The c4 antisense RNA is a non-coding RNA used by certain phages that infect bacteria. It was initially identified in the P1 and P7 phages of E. coli. The identification of c4 antisense RNAs solved the mystery of the mechanism for regulation of the ant gene, which is an anti-repressor.

The c4 antisense RNA has two regions, called a' and b' (see diagram), that are complementary to its targets. It has two targets, designated a1, b1 and a2, b2. The a1, b1 site is upstream of the c4 RNA, while the a2, b2 site is immediately downstream of it. The ant gene itself is immediately downstream of the a2, b2 target site. Binding of the a2, b2 site by the c4 antisense RNA represses the ant gene. The function of the a1, b1 site is unknown, but it was suggested that they might compete with the a2, b2 site for binding to c4 RNA.

Bioinformatics analysis uncovered many homologs of the c4 antisense RNA that conserve the secondary structure originally proposed for it.
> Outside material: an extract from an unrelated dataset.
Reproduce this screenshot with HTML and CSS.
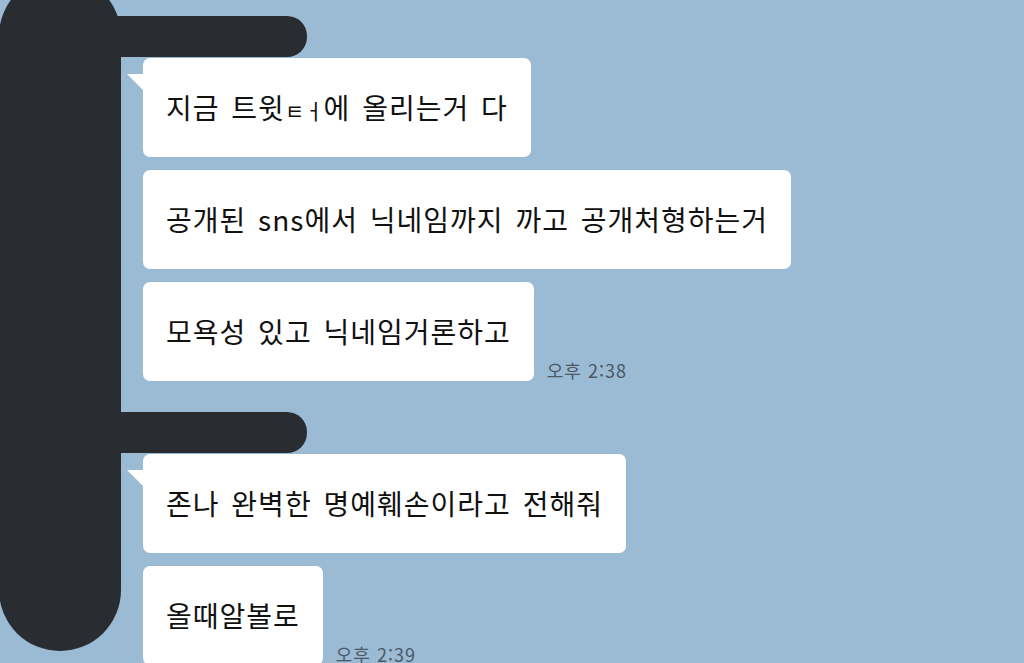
FILE: index.html
```html
<!DOCTYPE html>
<html lang="ko">
<head>
  <meta charset="UTF-8">
  <meta name="viewport" content="width=device-width, initial-scale=1.0">
  <title>채팅</title>
  <link rel="stylesheet" href="styles.css">
</head>
<body>
  <div class="chat">
    <div class="group">
      <div class="row">
        <div class="bubble first">지금 트윗<span class="jamo">ㅌㅓ</span>에 올리는거 다</div>
      </div>
      <div class="row">
        <div class="bubble">공개된 sns에서 닉네임까지 까고 공개처형하는거</div>
      </div>
      <div class="row">
        <div class="bubble">모욕성 있고 닉네임거론하고</div>
        <span class="time">오후 2:38</span>
      </div>
    </div>

    <div class="group">
      <div class="row">
        <div class="bubble first">존나 완벽한 명예훼손이라고 전해줘</div>
      </div>
      <div class="row">
        <div class="bubble">올때알볼로</div>
        <span class="time">오후 2:39</span>
      </div>
    </div>
  </div>

  <!-- 프로필/이름 가림 -->
  <div class="redact">
    <div class="redact-col"></div>
    <div class="redact-bar bar-top"></div>
    <div class="redact-bar bar-mid"></div>
  </div>
</body>
</html>
```

FILE: styles.css
```css
body {
  font-family: "Noto Sans CJK KR", "Noto Sans", sans-serif;
  margin: 0;
  height: 663px;
  overflow: hidden;
  background-color: #9bbad4;
  color: #111;
}

.chat {
  display: flex;
  flex-direction: column;
  gap: 73px;
  padding: 58px 0 0 143px;
}

.group {
  display: flex;
  flex-direction: column;
  gap: 13px;
}

.row {
  display: flex;
  align-items: flex-end;
  gap: 13px;
}

.bubble {
  position: relative;
  padding: 31px 23px;
  background-color: white;
  border-radius: 7px;
  font-size: 28px;
  line-height: 37px;
  letter-spacing: 1px;
  word-spacing: 3px;
  white-space: nowrap;
}

.bubble .jamo {
  font-size: 21px;
  line-height: 0;
  letter-spacing: 0;
}

.bubble.first::before {
  content: "";
  position: absolute;
  left: -16px;
  top: 16px;
  border-top: 16px solid white;
  border-left: 16px solid transparent;
}

.time {
  font-size: 18px;
  line-height: 20px;
  letter-spacing: 1px;
  color: #4a5866;
  margin-bottom: 1px;
  white-space: nowrap;
}

.redact {
  position: absolute;
  top: 0;
  left: 0;
}

.redact-col {
  position: absolute;
  left: -1px;
  top: -25px;
  width: 122px;
  height: 676px;
  border-radius: 61px;
  background-color: #292d32;
}

.redact-bar {
  position: absolute;
  left: 100px;
  width: 207px;
  height: 41px;
  border-radius: 0 20px 20px 0;
  background-color: #292d32;
}

.bar-top {
  top: 16px;
}

.bar-mid {
  top: 412px;
}
```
These homologs are present in purified phage particles of other phages, as well as bacterial genomes. The presence of c4 antisense RNAs in bacteria is to be expected, since the P1 and P7 phages are temperate and can stably integrate into the host genome. The c4 antisense RNA consists of a three-stem junction. The terminus of the stem designated as "P2" very often conforms to highly stable tetraloop motifs that were previously elucidated, conforming to the consensus GNRA, UNCG or CUNG, where R represents either A or G nucleotides, and N can be any nucleotide. A rho-independent transcription terminator is often found that overlaps the c4 antisense RNA structure. Although RNAs often overlap transcription terminators to regulate transcription abundance, the information known about c4 antisense RNAs suggest that their terminator is more likely to be constitutive. Later bioinformatics work uncovered an additional set of RNAs called ("c4-2" RNAs) that appear to function as c4 antisense RNAs, but have a somewhat altered secondary structure.

A conserved RNA structure adopted by the a1, b1 site was identified and called the "c4-a1b1" motif. This structure overlaps an earlier family of predicted RNAs called IsrK, which was identified among numerous RNA molecules that bind to the Hfq protein, a protein that mediates many antisense RNA interactions. Later work on
IsrK showed that its transcription was increased during late stationary phase of growth, or when cells are grown with low amounts of either oxygen or magnesium. It is unknown how this expression pattern might relate to the phage biology.